Así es para mí el despertar de un Xoves de Comadres inolvidable, al lado de las entrañables "sandys" Chus, María José y Conchi y de mis queridas primas Cristina, Mari Carmen y Beatriz -ella, verinense de vocación, en perpetua lembranza de sus orígenes hasta llevarlos a su cerveza artesana en forma de la marca registrada Chelis.94-. Comprenderám que fue Comadres un acontecimiento prodigioso que me permitió ver a las dos de la tarde del día siguiente (ayer, viernes), en pleno aperitivo, a un "mexicano" con su pareja -otro varón de pelo en pecho con tremenda minifalda y destrozadas medias de seda- que no habían logrado aún llegar a casa; y a un estudiante de Lugo en bermudas y descalzo (deportivas al hombro) que a las tres de la tarde de ayer buscaba su sitio, el que había perdido desde la nueve de la noche del día anterior.
Yo me desperté pasadas las 11 de la mañana, tras seis horas escasas de colchón porque una regresó a casa pasadas las cinco de la madrugada. Y la Praza Maior quedaba aún "petada". Ay, en mis buenos tiempos me habría quedado hasta el amanecer pero la edad me obliga a dosificar el tiempo; hasta la madrugada del miércoles queda mucho por lidiar.
Ni que decir tiene que en tiempos de Entroido el valor se mantiene hasta que el cuerpo aguante -y doy fe de que el mío se esmera-. Por eso me volqué con el pincho de gambas que ayer acompañaba al corto de cerveza (ya saben que hay que empezar suave) en el Caneda; o el de chorizo de la tierra con mencía tinto de Monterrei en la acogedora Vinoteca. Ya preparados, pues -omeprazol por delante-, me dirigí a la obligada comida del viernes de compadreo (creo que me engañaron, porque obligada realmente no era), a base de pulpo á feira y, en mi caso (se podía elegir), callos y codillo al horno. De régimen, claro. Y para digerir bien, por si la dieta fallaba, aguardiente de hierbas, porque ya me la daba mi abuela cuando, de pequeña, me dolía la barriga.

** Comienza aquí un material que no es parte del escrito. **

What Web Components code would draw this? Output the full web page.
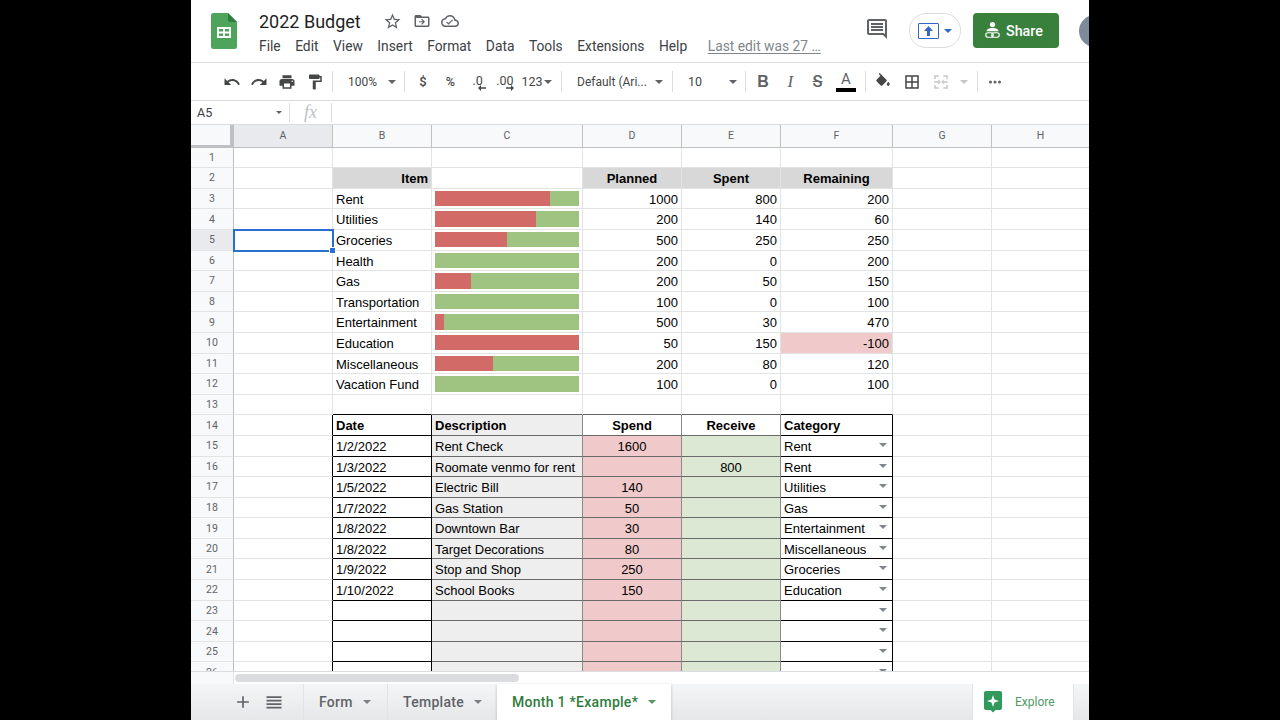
<!DOCTYPE html>
<html>
<head>
<meta charset="utf-8">
<title>2022 Budget</title>
<style>
  html, body { margin: 0; height: 100%; background: #000; overflow: hidden; }
  body { display: flex; justify-content: center; font-family: Roboto, "Liberation Sans", sans-serif; }
</style>
</head>
<body>
<sheets-app></sheets-app>

<script>
const ICONS = {
  undo: "M12.5 8c-2.65 0-5.05.99-6.9 2.6L2 7v9h9l-3.62-3.62c1.39-1.16 3.16-1.88 5.12-1.88 3.54 0 6.55 2.31 7.6 5.5l2.37-.78C21.08 11.03 17.15 8 12.5 8z",
  redo: "M18.4 10.6C16.55 8.99 14.15 8 11.5 8c-4.65 0-8.58 3.03-9.96 7.22L3.9 16c1.05-3.19 4.05-5.5 7.6-5.5 1.95 0 3.73.72 5.12 1.88L13 16h9V7l-3.6 3.6z",
  print: "M19 8H5c-1.66 0-3 1.34-3 3v6h4v4h12v-4h4v-6c0-1.66-1.34-3-3-3zm-3 11H8v-5h8v5zm3-7c-.55 0-1-.45-1-1s.45-1 1-1 1 .45 1 1-.45 1-1 1zm-1-9H6v4h12V3z",
  paint: "M18 4V3c0-.55-.45-1-1-1H5c-.55 0-1 .45-1 1v4c0 .55.45 1 1 1h12c.55 0 1-.45 1-1V6h1v4H9v11c0 .55.45 1 1 1h2c.55 0 1-.45 1-1v-9h8V4h-3z",
  star: "M22 9.24l-7.19-.62L12 2 9.19 8.63 2 9.24l5.46 4.73L5.82 21 12 17.27 18.18 21l-1.63-7.03L22 9.24zM12 15.4l-3.76 2.27 1-4.28-3.32-2.88 4.38-.38L12 6.1l1.71 4.04 4.38.38-3.32 2.88 1 4.28L12 15.4z",
  move: "M20 6h-8l-2-2H4c-1.1 0-2 .9-2 2v12c0 1.1.9 2 2 2h16c1.1 0 2-.9 2-2V8c0-1.1-.9-2-2-2zm0 12H4V8h16v10zM12 17l4-4-4-4-1.1 1.1 2.1 2.1H8v1.6h5l-2.1 2.1z",
  cloud: "M19.35 10.04C18.67 6.59 15.64 4 12 4 9.11 4 6.6 5.64 5.35 8.04 2.34 8.36 0 10.91 0 14c0 3.31 2.69 6 6 6h13c2.76 0 5-2.24 5-5 0-2.64-2.05-4.78-4.65-4.96zM19 18H6c-2.21 0-4-1.79-4-4 0-2.05 1.53-3.76 3.56-3.97l1.07-.11.5-.95C8.08 7.14 9.94 6 12 6c2.62 0 4.88 1.86 5.39 4.43l.3 1.5 1.53.11c1.56.1 2.78 1.41 2.78 2.96 0 1.65-1.35 3-3 3zm-9-3.2l-2.1-2.1-1.1 1.1 3.2 3.2 6-6-1.1-1.1z",
  comment: "M21.99 4c0-1.1-.89-2-1.99-2H4c-1.1 0-2 .9-2 2v12c0 1.1.9 2 2 2h14l4 4-.01-18zM20 4v13.17L18.83 16H4V4h16zM6 12h12v2H6zm0-3h12v2H6zm0-3h12v2H6z",
  fill: "M16.56 8.94L7.62 0 6.21 1.41l2.38 2.38-5.15 5.15c-.59.59-.59 1.54 0 2.12l5.5 5.5c.29.29.68.44 1.06.44s.77-.15 1.06-.44l5.5-5.5c.59-.58.59-1.53 0-2.12zM19 11.5s-2 2.17-2 3.5c0 1.1.9 2 2 2s2-.9 2-2c0-1.33-2-3.5-2-3.5z",
  borders: "M3 3v18h18V3H3zm8 16H5v-6h6v6zm0-8H5V5h6v6zm8 8h-6v-6h6v6zm0-8h-6V5h6v6z",
  merge: "M3 3h6v2H5v3H3zM15 3h6v5h-2V5h-4zM3 16h2v3h4v2H3zM19 16h2v5h-6v-2h4zM3 11h6.2L7.6 9.4 8.8 9l3 3-3 3-1.2-.4 1.6-1.6H3zM21 11v2h-6.2l1.6 1.6-1.2.4-3-3 3-3 1.2.4-1.6 1.6z",
  more: "M6 10a2 2 0 100 4 2 2 0 000-4zm6 0a2 2 0 100 4 2 2 0 000-4zm6 0a2 2 0 100 4 2 2 0 000-4z",
  plus: "M19 13h-6v6h-2v-6H5v-2h6V5h2v6h6v2z",
  list: "M3 5h18v2.2H3zM3 9.2h18v2.2H3zM3 13.4h18v2.2H3zM3 17.6h18v2.2H3z"
};

class AppIcon extends HTMLElement {
  connectedCallback() {
    const size = this.getAttribute("size") || 18;
    const color = this.getAttribute("color") || "#444746";
    this.attachShadow({ mode: "open" }).innerHTML = `
      <style>:host { display: inline-flex; align-items: center; justify-content: center; } svg { display: block; }</style>
      <svg width="${size}" height="${size}" viewBox="0 0 24 24" fill="${color}" fill-rule="evenodd"><path d="${ICONS[this.getAttribute("name")]}"/></svg>`;
  }
}
customElements.define("app-icon", AppIcon);

class SheetsHeader extends HTMLElement {
  constructor() {
    super();
    this.attachShadow({ mode: "open" }).innerHTML = `
      <style>
        :host { display: flex; height: 62px; border-bottom: 1px solid #dadce0; background: #fff; box-sizing: content-box; overflow: hidden; }
        .logo { margin: 13px 22px 0 20px; flex: none; }
        .titles { flex: none; width: 570px; padding-top: 8px; }
        .top { display: flex; align-items: center; height: 26px; }
        .title { font-size: 18px; color: #1f1f1f; width: 124px; }
        .top app-icon { margin-right: 10.5px; }
        .menu { display: flex; align-items: center; margin-top: 1px; height: 22px; font-size: 13.8px; color: #3c4043; white-space: nowrap; }
        .menu span { margin-right: 14.500px; }
        .menu .last { margin-left: 6px; color: #80868b; text-decoration: underline; text-underline-offset: 2px; margin-right: 0; }
        .right { display: flex; align-items: flex-start; padding-top: 13px; }
        .comment { margin: 4px 20px 0 36px; }
        .pill { display: flex; align-items: center; justify-content: center; gap: 5px; width: 50px; height: 33px; border: 1px solid #dadce0; border-radius: 17px; margin-right: 12px; }
        .present { width: 19px; height: 14px; border: 1.5px solid #3367c6; border-radius: 1px; display: flex; align-items: center; justify-content: center; }
        .caret { width: 0; height: 0; border: 4px solid transparent; border-top: 4px solid #3367c6; border-bottom: 0; }
        .share { display: flex; align-items: center; gap: 6px; width: 86px; height: 35px; box-sizing: border-box; padding-left: 12px; background: #38803c; border-radius: 4px; color: #fff; font-size: 14.300px; font-weight: 500; }
        .avatar { flex: none; width: 32px; height: 32px; margin: 2px 0 0 20px; border-radius: 50%; background: #7c8a99; }
      </style>
      <svg class="logo" width="26" height="36" viewBox="0 0 26 36">
        <path d="M2.5 0H17l9 9v24.500a2.500 2.500 0 0 1-2.500 2.500h-21A2.500 2.500 0 0 1 0 33.500v-31A2.500 2.500 0 0 1 2.500 0z" fill="#4ea45a"/>
        <path d="M17 0l9 9h-6.500A2.500 2.500 0 0 1 17 6.500z" fill="#2f7d41"/>
        <path d="M6 14h14v11H6zM8 16v2.500h4V16zm6 0v2.500h4V16zM8 20.500V23h4v-2.500zm6 0V23h4v-2.500z" fill="#fff" fill-rule="evenodd"/>
      </svg>
      <div class="titles">
        <div class="top">
          <span class="title">2022 Budget</span>
          <app-icon name="star" size="19" color="#5f6368"></app-icon>
          <app-icon name="move" size="18" color="#5f6368"></app-icon>
          <app-icon name="cloud" size="18" color="#5f6368"></app-icon>
        </div>
        <div class="menu">
          <span>File</span><span>Edit</span><span>View</span><span>Insert</span><span>Format</span><span>Data</span><span>Tools</span><span>Extensions</span><span>Help</span>
          <span class="last">Last edit was 27 …</span>
        </div>
      </div>
      <div class="right">
        <app-icon class="comment" name="comment" size="24" color="#5f6368"></app-icon>
        <div class="pill">
          <div class="present"><svg width="9" height="10" viewBox="0 0 9 10"><path d="M4.500 0L9 5H6v5H3V5H0z" fill="#3367c6"/></svg></div>
          <div class="caret"></div>
        </div>
        <div class="share">
          <svg width="15" height="19" viewBox="0 0 20 24" fill="none"><circle cx="10" cy="4" r="3.500" fill="#fff"/><path d="M2 13c0-3 3.500-4.500 8-4.500s8 1.500 8 4.500z" fill="#fff"/><rect x="1" y="15" width="10" height="6" rx="3" stroke="#fff" stroke-width="1.500"/><rect x="9" y="15" width="10" height="6" rx="3" stroke="#fff" stroke-width="1.500"/></svg>
          Share
        </div>
        <div class="avatar"></div>
      </div>`;
  }
}
customElements.define("sheets-header", SheetsHeader);

class SheetsToolbar extends HTMLElement {
  constructor() {
    super();
    this.attachShadow({ mode: "open" }).innerHTML = `
      <style>
        :host { display: flex; align-items: center; height: 37px; padding-left: 27px; border-bottom: 1px solid #dadce0; background: #fff; font-size: 12px; color: #444746; white-space: nowrap; overflow: hidden; }
        .b { flex: none; width: 27.300px; display: flex; align-items: center; justify-content: center; position: relative; height: 24px; }
        .wide { width: 27.600px; }
        .sep { flex: none; width: 1px; height: 21px; background: #dadce0; margin: 0 2px; }
        .drop { flex: none; display: flex; align-items: center; justify-content: space-between; box-sizing: border-box; }
        .caret { display: inline-block; flex: none; width: 0; height: 0; border: 4px solid transparent; border-top: 4px solid #5f6368; border-bottom: 0; }
        .caret.off { border-top-color: #c4c7c5; }
        .num { font-size: 12.500px; position: relative; top: -1px; }
        .arr { position: absolute; top: 15px; left: 50%; }
        .bold { font: 700 16px "Liberation Sans", sans-serif; color: #5f6368; }
        .ital { font: italic 500 17px "Liberation Serif", serif; color: #5f6368; }
        .strike { font: 500 16.500px Roboto, sans-serif; color: #5f6368; text-decoration: line-through; }
        .color { flex-direction: column; font-size: 15px; line-height: 15px; color: #5f6368; height: 26px; box-sizing: border-box; padding-top: 3.500px; justify-content: flex-start; }
        .color i { display: block; flex: none; width: 20px; height: 3.500px; margin-top: 1px; background: #000; }
      </style>
      <div class="b wide"><app-icon name="undo"></app-icon></div>
      <div class="b wide"><app-icon name="redo"></app-icon></div>
      <div class="b wide"><app-icon name="print"></app-icon></div>
      <div class="b wide"><app-icon name="paint"></app-icon></div>
      <div class="sep" style="margin-left:3.600px"></div>
      <div class="drop" style="width:67px;padding:0 6px 0 13px"><span>100%</span><span class="caret"></span></div>
      <div class="sep"></div>
      <div class="b" style="margin-left:2.400px;font-weight:500;font-size:13px">$</div>
      <div class="b" style="font-weight:500;font-size:12.500px">%</div>
      <div class="b"><span class="num">.0</span><svg class="arr" width="8" height="6" viewBox="0 0 8 6"><path d="M3 0L0 3l3 3V3.700h5V2.300H3z" fill="#444746"/></svg></div>
      <div class="b"><span class="num">.00</span><svg class="arr" style="margin-left:1px" width="8" height="6" viewBox="0 0 8 6"><path d="M5 0l3 3-3 3V3.700H0V2.300h5z" fill="#444746"/></svg></div>
      <div class="drop" style="width:36px;padding:0 3px;margin-right:4.500px"><span style="font-size:12.500px">123</span><span class="caret"></span></div>
      <div class="sep"></div>
      <div class="drop" style="width:106px;padding:0 7px 0 13px"><span>Default (Ari...</span><span class="caret"></span></div>
      <div class="sep"></div>
      <div class="drop" style="width:68px;padding:0 6px 0 13px"><span style="font-size:12.500px">10</span><span class="caret"></span></div>
      <div class="sep"></div>
      <div class="b" style="margin-left:1.300px"><span class="bold">B</span></div>
      <div class="b"><span class="ital">I</span></div>
      <div class="b"><span class="strike">S</span></div>
      <div class="b color" style="margin-left:1px"><span>A</span><i></i></div>
      <div class="sep" style="margin:0 3.500px 0 5.500px"></div>
      <div class="b"><app-icon name="fill"></app-icon></div>
      <div class="b" style="margin-left:1.700px"><app-icon name="borders"></app-icon></div>
      <div class="b" style="margin-left:1.700px"><app-icon name="merge" color="#c4c7c5"></app-icon></div>
      <div class="b" style="width:18px"><span class="caret off"></span></div>
      <div class="sep" style="margin-left:4px"></div>
      <div class="b" style="margin-left:1.400px"><app-icon name="more" color="#5f6368"></app-icon></div>`;
  }
}
customElements.define("sheets-toolbar", SheetsToolbar);

class FormulaBar extends HTMLElement {
  constructor() {
    super();
    this.attachShadow({ mode: "open" }).innerHTML = `
      <style>
        :host { display: flex; align-items: center; height: 23px; background: #fff; font-size: 12.500px; color: #3c4043; }
        .name { width: 98px; box-sizing: border-box; padding: 0 6px; display: flex; align-items: center; justify-content: space-between; }
        .caret { width: 0; height: 0; border: 3px solid transparent; border-top: 3px solid #5f6368; border-bottom: 0; margin-right: 1px; }
        .sep { width: 1px; height: 19px; background: #dadce0; }
        .fx { width: 41px; text-align: center; font: italic 18px "Liberation Serif", serif; color: #bdc1c6; }
      </style>
      <div class="name"><span>A5</span><span class="caret"></span></div>
      <div class="sep"></div>
      <div class="fx">fx</div>
      <div class="sep"></div>`;
  }
}
customElements.define("formula-bar", FormulaBar);

class SparkBar extends HTMLElement {
  connectedCallback() {
    const spent = this.getAttribute("spent");
    this.attachShadow({ mode: "open" }).innerHTML = `
      <style>
        :host { display: flex; height: 15.500px; margin: 2px 3px 0; background: #9fc381; }
        div { height: 100%; background: #d26b67; }
      </style>
      <div style="width:${spent}%"></div>`;
  }
}
customElements.define("spark-bar", SparkBar);

const BUDGET = [
  ["Rent", 80, 1000, 800, 200], ["Utilities", 70, 200, 140, 60], ["Groceries", 50, 500, 250, 250],
  ["Health", 0, 200, 0, 200], ["Gas", 25, 200, 50, 150], ["Transportation", 0, 100, 0, 100],
  ["Entertainment", 6, 500, 30, 470], ["Education", 100, 50, 150, -100], ["Miscellaneous", 40, 200, 80, 120],
  ["Vacation Fund", 0, 100, 0, 100]
];
const LEDGER = [
  ["1/2/2022", "Rent Check", "1600", "", "Rent"], ["1/3/2022", "Roomate venmo for rent", "", "800", "Rent"],
  ["1/5/2022", "Electric Bill", "140", "", "Utilities"], ["1/7/2022", "Gas Station", "50", "", "Gas"],
  ["1/8/2022", "Downtown Bar", "30", "", "Entertainment"], ["1/8/2022", "Target Decorations", "80", "", "Miscellaneous"],
  ["1/9/2022", "Stop and Shop", "250", "", "Groceries"], ["1/10/2022", "School Books", "150", "", "Education"],
  ["", "", "", "", ""], ["", "", "", "", ""], ["", "", "", "", ""], ["", "", "", "", ""]
];

class SheetGrid extends HTMLElement {
  constructor() {
    super();
    this.attachShadow({ mode: "open" });
  }
  connectedCallback() {
    let cells = "";
    const cell = (cls, txt) => `<div class="c ${cls}">${txt === undefined ? "" : txt}</div>`;

    cells += `<div class="corner"></div>`;
    "ABCDEFGH".split("").forEach((l, i) => { cells += `<div class="ch ${i == 0 ? "on" : ""}">${l}</div>`; });

    for (let r = 1; r <= 26; r++) {
      cells += `<div class="rh ${r == 5 ? "on" : ""}">${r}</div>`;
      cells += cell(r == 5 ? "sel" : (r >= 14 ? "ar" : ""), r == 5 ? `<i class="handle"></i>` : "");

      if (r == 2) {
        cells += cell("hd bold right", "Item") + cell("") + cell("hd bold center", "Planned") + cell("hd bold center", "Spent") + cell("hd bold center", "Remaining");
      } else if (r >= 3 && r <= 12) {
        const d = BUDGET[r - 3];
        cells += cell("", d[0]) + `<div class="c nopad"><spark-bar spent="${d[1]}"></spark-bar></div>`;
        cells += cell("right", d[2]) + cell("right", d[3]) + cell(d[4] < 0 ? "right neg" : "right", d[4]);
      } else if (r == 13) {
        cells += cell("bb") + cell("bg") + cell("bg") + cell("bg") + cell("bb");
      } else if (r == 14) {
        cells += cell("t1 bold", "Date") + cell("t2 bold gr", "Description") + cell("t2 bold center", "Spend") + cell("t2 bold center", "Receive") + cell("t1 bold", "Category");
      } else if (r >= 15) {
        const d = LEDGER[r - 15];
        cells += cell("t1", d[0]) + cell("t2 gr", d[1]) + cell("t2 red center", d[2]) + cell("t2 grn center", d[3]);
        cells += cell("t1 dd", d[4] + `<i class="tri"></i>`);
      } else {
        cells += cell("") + cell("") + cell("") + cell("") + cell("");
      }
      cells += cell("") + cell("");
    }

    this.shadowRoot.innerHTML = `
      <style>
        :host { display: block; height: 547px; overflow: hidden; background: #fff; border-top: 1px solid #dadce0; box-sizing: border-box; }
        .grid { display: grid; grid-template-columns: 43px 99px 99px 151px 99px 99px 112px 99px 98px; grid-template-rows: 22.600px repeat(26, 20.600px); font: 13px "Liberation Sans", Arial, sans-serif; color: #000; }
        .corner { background: #f8f9fa; border-right: 4px solid #bdc1c6; border-bottom: 3px solid #bdc1c6; box-sizing: border-box; }
        .ch { display: flex; align-items: center; justify-content: center; background: #f8f9fa; border-right: 1px solid #c0c0c0; border-bottom: 1px solid #c0c0c0; box-sizing: border-box; font: 10.500px Roboto, sans-serif; color: #5f6368; }
        .ch.on { background: #e8eaed; }
        .rh { display: flex; align-items: center; justify-content: center; background: #f8f9fa; border-right: 1px solid #c0c0c0; border-bottom: 1px solid #e2e3e3; box-sizing: border-box; font: 10.500px Roboto, sans-serif; color: #5f6368; }
        .rh.on { background: #e8eaed; }
        .c { position: relative; box-sizing: border-box; border-right: 1px solid #e2e3e3; border-bottom: 1px solid #e2e3e3; padding: 3px 3px 0; line-height: 16px; white-space: nowrap; overflow: visible; min-width: 0; }
        .nopad { padding: 0; }
        .bold { font-weight: 700; }
        .right { text-align: right; }
        .center { text-align: center; }
        .hd { background: #d8d8d8; }
        .neg { background: #f0caca; }
        .sel { outline: 2px solid #2a6fcf; outline-offset: -1px; z-index: 2; }
        .handle { position: absolute; right: -4px; bottom: -4px; width: 5px; height: 5px; background: #2a6fcf; border: 1px solid #fff; }
        .ar { border-right-color: #000; }
        .bb { border-bottom-color: #000; }
        .bg { border-bottom-color: #666; }
        .t1 { border-right-color: #000; border-bottom-color: #000; }
        .t2 { border-right-color: #8a8a8a; border-bottom-color: #6a6a6a; }
        .gr { background: #eeeeee; }
        .red { background: #f0caca; }
        .grn { background: #dce8d4; }
        .tri { position: absolute; right: 5px; top: 7px; width: 0; height: 0; border: 4px solid transparent; border-top: 4px solid #80868b; border-bottom: 0; }
      </style>
      <div class="grid">${cells}</div>`;
  }
}
customElements.define("sheet-grid", SheetGrid);

class HScroll extends HTMLElement {
  constructor() {
    super();
    this.attachShadow({ mode: "open" }).innerHTML = `
      <style>
        :host { display: flex; height: 12px; background: #fff; border-top: 1px solid #dadce0; box-sizing: content-box; }
        .pad { width: 42px; background: #f8f9fa; border-right: 1px solid #e2e3e3; }
        .thumb { width: 284px; height: 8px; margin: 2px 0 0 1px; border-radius: 4px; background: #dadce0; }
      </style>
      <div class="pad"></div><div class="thumb"></div>`;
  }
}
customElements.define("h-scroll", HScroll);

class SheetTab extends HTMLElement {
  constructor() {
    super();
    this.attachShadow({ mode: "open" }).innerHTML = `
      <style>
        :host { display: flex; align-items: center; box-sizing: border-box; height: 100%; padding: 0 15px; gap: 10px; font-size: 14px; font-weight: 500; letter-spacing: .28px; color: #5f6368; border-left: 1px solid #e2e3e3; white-space: nowrap; }
        :host([active]) { background: #fff; color: #2e7d3c; box-shadow: 0 1px 3px rgba(60,64,67,.3); border-left: 0; }
        i { width: 0; height: 0; border: 4px solid transparent; border-top: 4px solid currentColor; border-bottom: 0; opacity: .8; }
      </style>
      <slot></slot><i></i>`;
  }
}
customElements.define("sheet-tab", SheetTab);

class SheetTabs extends HTMLElement {
  constructor() {
    super();
    this.attachShadow({ mode: "open" }).innerHTML = `
      <style>
        :host { display: flex; align-items: stretch; height: 36px; background: linear-gradient(#f4f5f6, #e6e7e9); }
        .tools { width: 112px; display: flex; align-items: center; box-sizing: border-box; padding-left: 42px; gap: 11px; }
        .tabs { display: flex; flex: 1; }
        .explore { display: flex; align-items: center; width: 102px; margin-right: 15px; background: #fff; border-left: 1px solid #e2e3e3; border-right: 1px solid #e2e3e3; box-sizing: border-box; padding-left: 11px; gap: 13px; font-size: 12px; color: #4e9a68; }
      </style>
      <div class="tools">
        <app-icon name="plus" size="20" color="#5f6368"></app-icon>
        <app-icon name="list" size="20" color="#5f6368"></app-icon>
      </div>
      <div class="tabs">
        <sheet-tab style="width:84px">Form</sheet-tab>
        <sheet-tab style="width:110px">Template</sheet-tab>
        <sheet-tab active style="width:174px">Month 1 *Example*</sheet-tab>
      </div>
      <div class="explore">
        <svg width="18" height="22" viewBox="0 0 18 22"><path d="M2 0h14a2 2 0 0 1 2 2v15a2 2 0 0 1-2 2h-4.500L9 21.500 6.500 19H2a2 2 0 0 1-2-2V2a2 2 0 0 1 2-2z" fill="#2f9a5b"/><path d="M9 4l1.500 4.500L15 10l-4.500 1.500L9 16l-1.500-4.500L3 10l4.500-1.500z" fill="#fff"/></svg>
        <span>Explore</span>
      </div>`;
  }
}
customElements.define("sheet-tabs", SheetTabs);

class SheetsApp extends HTMLElement {
  constructor() {
    super();
    this.attachShadow({ mode: "open" }).innerHTML = `
      <style>
        :host { display: flex; flex-direction: column; width: 898px; height: 720px; background: #fff; overflow: hidden; flex: none; }
      </style>
      <sheets-header></sheets-header>
      <sheets-toolbar></sheets-toolbar>
      <formula-bar></formula-bar>
      <sheet-grid></sheet-grid>
      <h-scroll></h-scroll>
      <sheet-tabs></sheet-tabs>`;
  }
}
customElements.define("sheets-app", SheetsApp);
</script>
</body>
</html>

Opté esta vez por un disfraz de trámite, tirando de fondo de armario, una extraña peluca de melena negra que no recuerdo haber comprado, despeinada (al más puro estilo de una Amy Winehouse recién levantada de la cama) y adornada, para disimular el desorden, con aparatosas rosas de tela fucsia, de esas que encuentras en la sección de complementos de grandes superficies comerciales.
La peluca y unas grandes gafas de sol (esas que ocultan impecablemente las ojeras) me permitieron afrontar con solidez la tarde de la carrada, compadreo o como quieran llamarlo: al final, vino y cerdo al espeto para alimentar la energía. Y hasta que se me cierren lo ojos o me lleven a casa tirando de mi oreja (lo más probable) , porque mañana hay más Entroido en Verín. Agotador.